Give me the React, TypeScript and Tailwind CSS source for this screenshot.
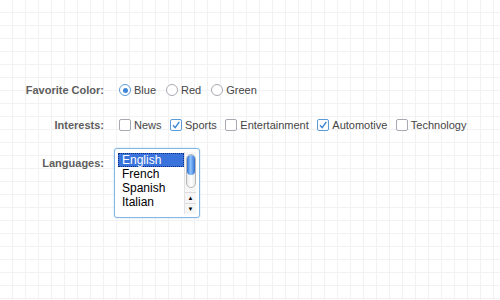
import React from "react";

const font = { fontFamily: '"Liberation Sans", Arial, sans-serif' };

function Radio({ checked, label }: { checked?: boolean; label: string }) {
  return (
    <div className="flex items-center gap-[3px]">
      <span
        className={
          "flex h-[12px] w-[12px] items-center justify-center rounded-full border bg-white " +
          (checked ? "border-[#5b9bd8]" : "border-[#a9a9b4]")
        }
      >
        {checked && <span className="h-[5px] w-[5px] rounded-full bg-[#3d86d9]" />}
      </span>
      <span className="text-[11px] text-[#454545]">{label}</span>
    </div>
  );
}

function Check({ checked, label }: { checked?: boolean; label: string }) {
  return (
    <div className="flex items-center gap-[3px]">
      <span
        className={
          "flex h-[12px] w-[12px] items-center justify-center rounded-[2px] border bg-white " +
          (checked ? "border-[#5b9bd8]" : "border-[#a9a9b4]")
        }
      >
        {checked && (
          <svg width="10" height="10" viewBox="0 0 10 10">
            <path d="M2 5.2 L4.2 7.6 L8.3 1.8" fill="none" stroke="#3a86d6" strokeWidth="1.4" />
          </svg>
        )}
      </span>
      <span className="text-[11px] text-[#454545]">{label}</span>
    </div>
  );
}

export default function App() {
  return (
    <div
      className="relative h-[300px] w-[500px] overflow-hidden bg-white bg-[linear-gradient(to_right,#f2f2f2_1px,transparent_1px),linear-gradient(to_bottom,#f2f2f2_1px,transparent_1px)] bg-[size:13px_13px] bg-[position:12px_12px] pt-[80px]"
      style={font}
    >
      <div className="flex h-[20px] items-center">
        <div className="w-[104px] text-right text-[11px] font-bold text-[#5e5e5e]">Favorite Color:</div>
        <div className="ml-[15px] flex items-center gap-[10px]">
          <Radio checked label="Blue" />
          <Radio label="Red" />
          <Radio label="Green" />
        </div>
      </div>
      <div className="mt-[15px] flex h-[20px] items-center">
        <div className="w-[104px] text-right text-[11px] font-bold text-[#5e5e5e]">Interests:</div>
        <div className="ml-[15px] flex items-center gap-[8.5px]">
          <Check label="News" />
          <Check checked label="Sports" />
          <Check label="Entertainment" />
          <Check checked label="Automotive" />
          <Check label="Technology" />
        </div>
      </div>
      <div className="mt-[13px] flex items-start">
        <div className="w-[104px] pt-[7px] text-right text-[11px] font-bold text-[#5e5e5e]">Languages:</div>
        <div className="ml-[10px] flex h-[70px] w-[86px] rounded-[3px] border border-[#86b6e2] bg-white p-[3px] shadow-[0_0_2px_#b9d6f2]">
          <div className="flex flex-1 flex-col pt-[1px] text-[12px] leading-[14px] text-black">
            <div className="border border-dotted border-[#0b2b80] bg-[#3a73dc] pl-[3px] leading-[12px] text-white">English</div>
            <div className="pl-[4px]">French</div>
            <div className="pl-[4px]">Spanish</div>
            <div className="pl-[4px]">Italian</div>
          </div>
          <div className="flex w-[12px] flex-col border-l border-[#e2e2e2] bg-[#f6f6f6]">
            <div className="mx-auto mt-[2px] flex h-[34px] w-[10px] flex-col overflow-hidden rounded-full border border-[#b8b8b8] bg-[linear-gradient(to_right,#e9e9e9,#ffffff,#e9e9e9)]">
              <div className="h-[20px] w-full rounded-full bg-[linear-gradient(to_right,#2f6fcf,#8fc4ff_45%,#2f6fcf)]" />
            </div>
            <div className="flex-1" />
            <div className="flex h-[11px] items-center justify-center border-t border-[#dcdcdc] text-[6px] text-black">▲</div>
            <div className="flex h-[11px] items-center justify-center border-t border-[#dcdcdc] text-[6px] text-black">▼</div>
          </div>
        </div>
      </div>
    </div>
  );
}
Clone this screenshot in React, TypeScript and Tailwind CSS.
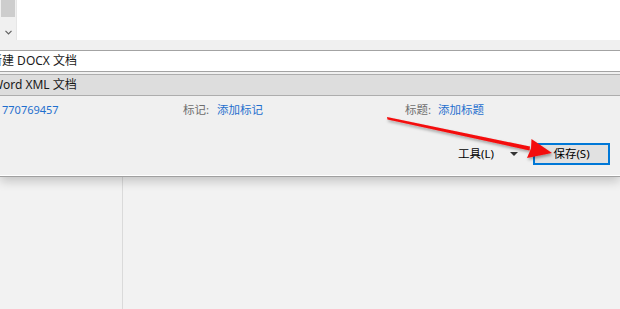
import React from 'react'

const font = { fontFamily: '"Noto Sans", "Noto Sans CJK SC", sans-serif' }

function RedArrow() {
  // annotation arrow drawn over the dialog
  return (
    <svg className="absolute left-0 top-0 z-20 pointer-events-none" width="620" height="309" viewBox="0 0 620 309">
      <defs>
        <filter id="sh" x="-20%" y="-50%" width="140%" height="200%">
          <feDropShadow dx="1" dy="2" stdDeviation="1.5" floodColor="#000" floodOpacity="0.35" />
        </filter>
      </defs>
      <g filter="url(#sh)">
        <polygon points="387,117 530,146.5 529.5,150.5 387.5,119.5" fill="#f40b0b" />
        <polygon points="552,153 527,158 531,148.5 531.5,139" fill="#f40b0b" />
      </g>
    </svg>
  )
}

export default function App() {
  return (
    <div className="relative w-[620px] h-[309px] overflow-hidden bg-[#f2f2f2] text-[11px] text-[#1a1a1a]" style={font}>
      {/* dialog */}
      <div className="relative z-10 bg-[#f0f0f0] shadow-[0_4px_10px_rgba(0,0,0,0.2)]">
        {/* file list area */}
        <div className="h-[40px] flex bg-white">
          <div className="w-[17px] bg-[#f0f0f0] border-r border-[#e6e6e6] flex flex-col items-center">
            <div className="w-[14px] h-[17px] bg-[#cdcdcd]" />
            <svg className="mt-[13px]" width="7" height="5" viewBox="0 0 7 5">
              <path d="M0.5 0.8 L3.5 3.8 L6.5 0.8" fill="none" stroke="#606060" strokeWidth="1.2" />
            </svg>
          </div>
          <div className="flex-1" />
        </div>
        <div className="h-[10px]" />

        {/* file name */}
        <div className="h-[22px] bg-white border-y border-[#a3a3a3] flex items-center">
          <span className="ml-[-10px] text-[12px]">新建 DOCX 文档</span>
        </div>
        <div className="h-[2px]" />
        {/* save type */}
        <div className="h-[22px] bg-[#dddddd] border-y border-[#adadad] flex items-center">
          <span className="ml-[-8px] text-[12px]">Word XML 文档</span>
        </div>

        {/* meta row */}
        <div className="h-[28px] flex items-center pl-[2px] text-[11.5px]">
          <span className="w-[181px] text-[11px] text-[#1f6fce]">770769457</span>
          <span className="w-[34px] text-[#6e6e6e]">标记:</span>
          <span className="w-[188px] text-[#1f6fce]">添加标记</span>
          <span className="w-[33px] text-[#6e6e6e]">标题:</span>
          <span className="text-[#1f6fce]">添加标题</span>
        </div>

        {/* buttons */}
        <div className="flex items-center justify-end pr-[10px] pt-[19px] pb-[10px]">
          <span className="text-[11.5px] text-black">工具(L)</span>
          <svg className="ml-[16px]" width="8" height="4" viewBox="0 0 8 4">
            <path d="M0 0 H8 L4 4 Z" fill="#333" />
          </svg>
          <button className="ml-[15px] w-[77px] h-[22px] bg-[#e1e1e1] border-2 border-[#0078d7] text-[11.5px] text-black flex items-center justify-center">
            保存(S)
          </button>
        </div>
        <div className="h-[2px] bg-white border-b border-[#a0a0a0]" />
      </div>

      {/* window behind */}
      <div className="flex h-[140px]">
        <div className="w-[123px] border-r border-[#dadada]" />
        <div className="flex-1" />
      </div>

      <RedArrow />
    </div>
  )
}
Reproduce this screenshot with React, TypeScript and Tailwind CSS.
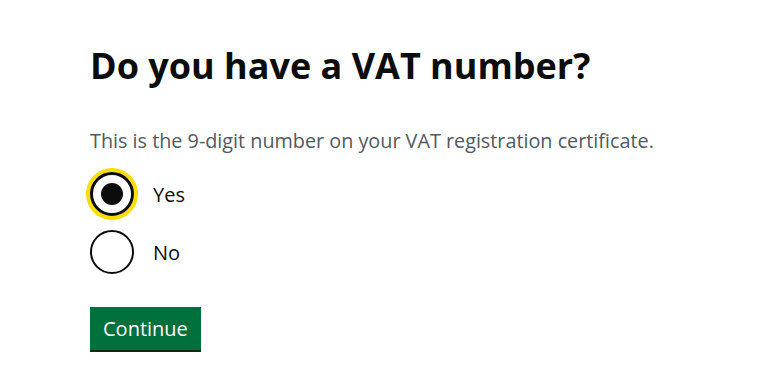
export default function App() {
  return (
    <div className="min-h-screen bg-white font-['Open_Sans',Arial,sans-serif] text-[#0b0c0c]">
      <div className="px-[90px] pt-[46px]">
        <h1 className="text-[36px] font-bold leading-[40px]">Do you have a VAT number?</h1>
        <p className="mt-[42px] text-[19.8px] leading-[25px] text-[#505a5f]">
          This is the 9-digit number on your VAT registration certificate.
        </p>
        <div className="mt-[19px] flex flex-col gap-[14px]">
          <label className="flex items-center gap-[19px]">
            <span className="flex size-[44px] items-center justify-center rounded-full border-[3px] border-[#0b0c0c] ring-[4px] ring-[#ffdd00]">
              <span className="size-[22px] rounded-full bg-[#0b0c0c]" />
            </span>
            <span className="text-[20px] leading-[25px]">Yes</span>
          </label>
          <label className="flex items-center gap-[19px]">
            <span className="size-[44px] rounded-full border-2 border-[#0b0c0c]" />
            <span className="text-[20px] leading-[25px]">No</span>
          </label>
        </div>
        <button
          type="button"
          className="mt-[33px] h-[43px] bg-[#00703c] px-[13px] text-[20px] leading-[25px] text-white shadow-[0_2px_0_#002d18]"
        >
          Continue
        </button>
      </div>
    </div>
  )
}
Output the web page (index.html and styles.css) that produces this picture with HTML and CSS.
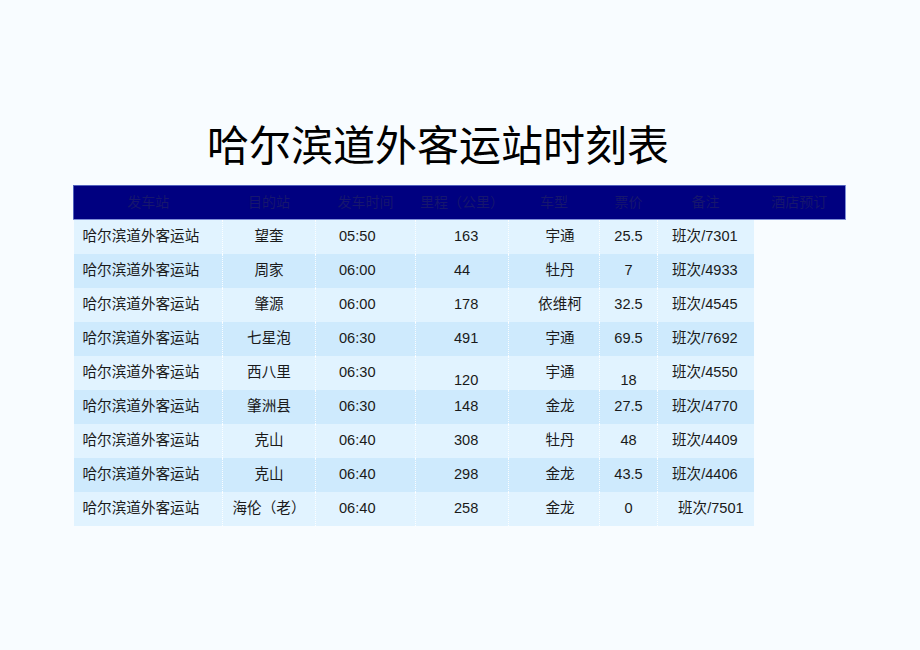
FILE: index.html
```html
<!DOCTYPE html>
<html lang="zh-CN">
<head>
<meta charset="utf-8">
<title>哈尔滨道外客运站时刻表</title>
<link rel="stylesheet" href="styles.css">
</head>
<body>
<div class="page">
  <h1 class="title">哈尔滨道外客运站时刻表</h1>
  <table class="schedule">
    <colgroup>
      <col class="c1"><col class="c2"><col class="c3"><col class="c4">
      <col class="c5"><col class="c6"><col class="c7"><col class="c8">
    </colgroup>
    <thead>
      <tr class="head">
        <th>发车站</th><th>目的站</th><th>发车时间</th><th>里程（公里）</th>
        <th>车型</th><th>票价</th><th>备注</th><th>酒店预订</th>
      </tr>
    </thead>
    <tbody>
      <tr class="odd"><td class="from">哈尔滨道外客运站</td><td class="to">望奎</td><td class="time">05:50</td><td class="km">163</td><td class="bus">宇通</td><td class="price">25.5</td><td class="note">班次/7301</td><td class="blank"></td></tr>
      <tr class="even"><td class="from">哈尔滨道外客运站</td><td class="to">周家</td><td class="time">06:00</td><td class="km">44</td><td class="bus">牡丹</td><td class="price">7</td><td class="note">班次/4933</td><td class="blank"></td></tr>
      <tr class="odd"><td class="from">哈尔滨道外客运站</td><td class="to">肇源</td><td class="time">06:00</td><td class="km">178</td><td class="bus">依维柯</td><td class="price">32.5</td><td class="note">班次/4545</td><td class="blank"></td></tr>
      <tr class="even"><td class="from">哈尔滨道外客运站</td><td class="to">七星泡</td><td class="time">06:30</td><td class="km">491</td><td class="bus">宇通</td><td class="price">69.5</td><td class="note">班次/7692</td><td class="blank"></td></tr>
      <tr class="odd"><td class="from">哈尔滨道外客运站</td><td class="to">西八里</td><td class="time">06:30</td><td class="km low">120</td><td class="bus">宇通</td><td class="price low">18</td><td class="note">班次/4550</td><td class="blank"></td></tr>
      <tr class="even"><td class="from">哈尔滨道外客运站</td><td class="to">肇洲县</td><td class="time">06:30</td><td class="km">148</td><td class="bus">金龙</td><td class="price">27.5</td><td class="note">班次/4770</td><td class="blank"></td></tr>
      <tr class="odd"><td class="from">哈尔滨道外客运站</td><td class="to">克山</td><td class="time">06:40</td><td class="km">308</td><td class="bus">牡丹</td><td class="price">48</td><td class="note">班次/4409</td><td class="blank"></td></tr>
      <tr class="even"><td class="from">哈尔滨道外客运站</td><td class="to">克山</td><td class="time">06:40</td><td class="km">298</td><td class="bus">金龙</td><td class="price">43.5</td><td class="note">班次/4406</td><td class="blank"></td></tr>
      <tr class="odd"><td class="from">哈尔滨道外客运站</td><td class="to">海伦（老）</td><td class="time">06:40</td><td class="km">258</td><td class="bus">金龙</td><td class="price">0</td><td class="note shift">班次/7501</td><td class="blank"></td></tr>
    </tbody>
  </table>
</div>
</body>
</html>
```
FILE: styles.css
```css
html, body {
  margin: 0;
  padding: 0;
  background: #f8fcff;
}
body {
  width: 920px;
  height: 650px;
  overflow: hidden;
  font-family: "Liberation Sans", "Noto Sans CJK SC", sans-serif;
  color: #1a1a1a;
}
.page {
  padding: 118px 0 0 73px;
}
.title {
  margin: 0 0 17px 134px;
  height: 50px;
  line-height: 50px;
  font-size: 42px;
  font-weight: normal;
  font-family: "Noto Sans CJK SC", sans-serif;
  color: #000;
}
.schedule {
  border-collapse: collapse;
  table-layout: fixed;
  width: 772px;
}
.c1 { width: 149px; }
.c2 { width: 93px; }
.c3 { width: 100px; }
.c4 { width: 93px; }
.c5 { width: 91px; }
.c6 { width: 58px; }
.c7 { width: 96px; }
.c8 { width: 92px; }

.head th {
  height: 33px;
  padding: 0;
  background: #000080;
  color: #16166e;
  font-family: "Liberation Serif", "Noto Sans CJK SC", serif;
  font-weight: normal;
  font-size: 14px;
  line-height: 18px;
  text-align: center;
  border-top: 1px solid #5262bd;
  border-bottom: 1px solid #7f8fd6;
}
.head th:first-child { border-left: 1px solid #5262bd; }
.head th:last-child { border-right: 1px solid #7f8fd6; }

tbody tr { height: 34px; }
tbody td {
  height: 34px;
  box-sizing: border-box;
  padding: 0 0 2px 0;
  font-size: 14.6px;
  line-height: 18px;
  white-space: nowrap;
  border-right: 1px dotted rgba(255, 255, 255, 0.9);
  vertical-align: middle;
}
tbody tr.odd td { background: #e1f3ff; }
tbody tr.even td { background: #ceeafd; }
tbody tr td.blank {
  background: transparent;
  border: none;
}
tbody td.note { border-right: none; }

tbody td.time,
tbody td.km,
tbody td.price { padding-bottom: 1px; }

td.from { padding-left: 9px; }
td.to { text-align: center; }
td.time { padding-left: 23px; }
td.km { padding-left: 38px; }
td.bus { text-align: center; padding-left: 12px; }
td.price { text-align: center; }
td.note { padding-left: 14px; }
td.note.shift { padding-left: 20px; }
tbody td.low {
  vertical-align: bottom;
  padding-bottom: 1px;
}
```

--

*Given task*
Write out every line of the entries that holds the word "screenshot".

*Complete response*
Give me the React, TypeScript and Tailwind CSS source for this screenshot.
Clone this screenshot in React, TypeScript and Tailwind CSS.
Reproduce this screenshot with React, TypeScript and Tailwind CSS.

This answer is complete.